Simina Grigoriu, l’une des artistes les plus respectée du circuit, vient de célébrer la 100éme sortie sur son label. Intitulé « Iron Angel », son dernier single est un hommage rendu à Kuukou Records et sa seconde fille, Rosie. Pour son ainée, la productrice lui avait dédié « Ninja Princess », premier morceau paru sur son label en 2016. Reconnue pour sa régularité dans ses sorties, ses collaborations et apparition sur des labels prestigieux ainsi que le développement de son propre label et projet font de la carrière de Simina, une trace continue et inaltérable.

Image mise en avant : © Wassmann

Avec un background impressionnant en tant que DJ, productrice et boss de label depuis plus de 15 ans, Simina a fait du chemin. Guider par ses deux passions que sont la musique et sa famille, elle nous partage son aventure, sa vision et ses projets qui ne cessent d’évoluer font que commencer pour elle et sa musique.
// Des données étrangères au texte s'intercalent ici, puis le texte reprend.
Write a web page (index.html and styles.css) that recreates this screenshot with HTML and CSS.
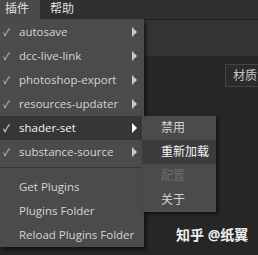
FILE: index.html
```
<!doctype html>
<html lang="zh">
<head>
  <meta charset="UTF-8">
  <title>插件菜单</title>
  <link rel="stylesheet" href="styles.css">
</head>
<body>
  <div class="menubar">
    <span class="tab on">插件</span>
    <span class="tab">帮助</span>
  </div>
  <div class="toolbar"></div>
  <div class="work">
    <span class="label">材质</span>
  </div>

  <ul class="menu">
    <li class="item"><i class="check">✓</i><span>autosave</span><b class="arrow"></b></li>
    <li class="item"><i class="check">✓</i><span>dcc-live-link</span><b class="arrow"></b></li>
    <li class="item"><i class="check">✓</i><span>photoshop-export</span><b class="arrow"></b></li>
    <li class="item"><i class="check">✓</i><span>resources-updater</span><b class="arrow"></b></li>
    <li class="item hover"><i class="check">✓</i><span>shader-set</span><b class="arrow"></b></li>
    <li class="item"><i class="check">✓</i><span>substance-source</span><b class="arrow"></b></li>
    <li class="sep"></li>
    <li class="item"><i class="check"></i><span>Get Plugins</span></li>
    <li class="item"><i class="check"></i><span>Plugins Folder</span></li>
    <li class="item"><i class="check"></i><span>Reload Plugins Folder</span></li>
  </ul>

  <ul class="submenu">
    <li class="sub">禁用</li>
    <li class="sub hover">重新加载</li>
    <li class="sub off">配置</li>
    <li class="sub">关于</li>
  </ul>

  <div class="mark">知乎 @纸翼</div>
</body>
</html>
```
FILE: styles.css
```
body,ul,li{margin:0; padding:0;}
ul,li{list-style:none;}
body{background:#262626; font-family:"Open Sans","Noto Sans CJK SC",sans-serif; font-size:11.5px; color:#d4d4d4; height:255px; overflow:hidden;}

.menubar{height:19px; background:#2f2f2f; display:flex;}
.tab{width:40px; line-height:18px; padding-left:5px; box-sizing:border-box; font-size:12px; color:#e0e0e0;}
.tab + .tab{padding-left:10px;}
.tab.on{background:#4a4a4a;}
.toolbar{height:36px; background:#333333; border-top:1px solid #1d1d1d;}
.work{display:flex; justify-content:flex-end; padding-top:8px;}
.label{border:1px solid #444; border-right:0; height:21px; line-height:21px; padding:0 3px 0 7px; margin-right:-2px; font-size:12px; color:#c8c8c8; background:#2b2b2b; white-space:nowrap;}

.menu{position:absolute; left:0; top:19px; width:144px; background:#4b4b4b; padding-top:1px; box-shadow:2px 3px 3px rgba(0,0,0,.55);}
.item{height:24px; display:flex; align-items:center; position:relative; line-height:24px;}
.item.hover{background:#363636; color:#f4f4f4;}
.check{width:19px; flex:none; font-style:normal; font-size:10px; text-indent:3px; color:#d0d0d0;}
.hover .check{color:#fff;}
.arrow{position:absolute; left:132px; top:7px; width:0; height:0; border-top:5px solid transparent; border-bottom:5px solid transparent; border-left:5px solid #c8c8c8;}
.hover .arrow{border-left-color:#fff;}
.sep{height:8px; border-top:1px solid #363636; margin-top:3px; box-sizing:border-box;}

.submenu{position:absolute; left:142px; top:116px; width:74px; background:#4b4b4b; box-shadow:2px 2px 3px rgba(0,0,0,.55);}
.sub{height:24px; line-height:24px; padding-left:19px; font-size:12px;}
.sub.hover{background:#3c3c3c; color:#f4f4f4;}
.sub.off{color:#6c6c6c;}

.mark{position:absolute; left:176px; top:224px; font-size:14px; font-weight:bold; color:#f0f0f0;}
```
WODJ MAG : Salut Simina, comment vas-tu ?

Simina Grigoriu : Trés bien ! Merci pour l’invitation.

Je t’en prie. Peux-tu te présenter pour celles et ceux qui te découvrent ?

Je suis une DJ/productrice berlinoise d’origine roumaine qui a grandi au Canada. J’adore la musique et ma vie tourne autour de mes deux petits ninjas et de tout ce qui touche à la « maman ». J’aime tous les types de musique et je les incorpore dans tout ce que je fais. Je trouve qu’il est vraiment ennuyeux de ne faire qu’une seule chose, et à part ma séance d’entraînement matinale et les trajets quotidiens pour aller à l’école, chaque jour est différent. Je suis donc un clown qui jongle entre sa carrière et sa vie de mère célibataire, tout en essayant de ne pas devenir complètement folle.
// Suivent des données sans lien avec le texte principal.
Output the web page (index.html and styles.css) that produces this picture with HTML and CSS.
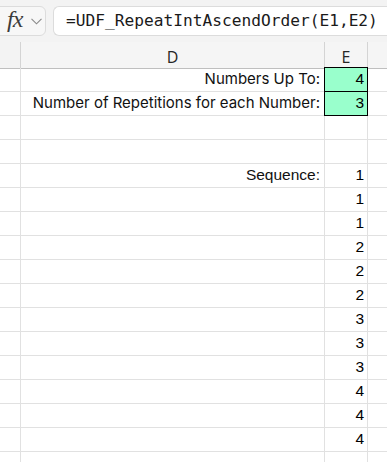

Comment es-tu tombée dans la musique ?

Ha ! Quelle question ! Enfant, je jouais avec les disques de mes parents. J’ai acheté ma première cassette, Like a Prayer de Madonna, à l’âge de huit ans, et j’ai découvert The Prodigy à 11 ans grâce à des CD pirates dans les rues de Bucarest. J’ai commencé à rapper à l’âge de 14 ans, puis je suis devenu un « Jungle Raver » sur la scène rave de Toronto dans les années 90. À 18 ans, je suis entré à l’université pour étudier la gestion des communications graphiques et, peu après l’obtention de mon diplôme, j’ai trouvé un emploi dans une agence de publicité. J’ai fait cela pendant quelques années, puis, à l’âge de 27 ans, j’ai décidé de déménager à Berlin et de me consacrer à la musique à plein temps. C’était il y a 16 ans, et je n’ai jamais regardé en arrière.

Quel est ton style ?

Mon style a changé au cours des quinze dernières années, mais si je devais lui donner un nom, ce serait une techno directe avec des vibrations groove-peak-time, mais toujours avec de l’âme. J’aime aussi la techno brute, mais ce que j’apporte sur scène doit avoir un « feeling » – il faut que votre cœur, et pas seulement vos pieds, ait envie de danser. C’est ce que nous faisons avec des coups de pied ronflants, des mélodies et des voix.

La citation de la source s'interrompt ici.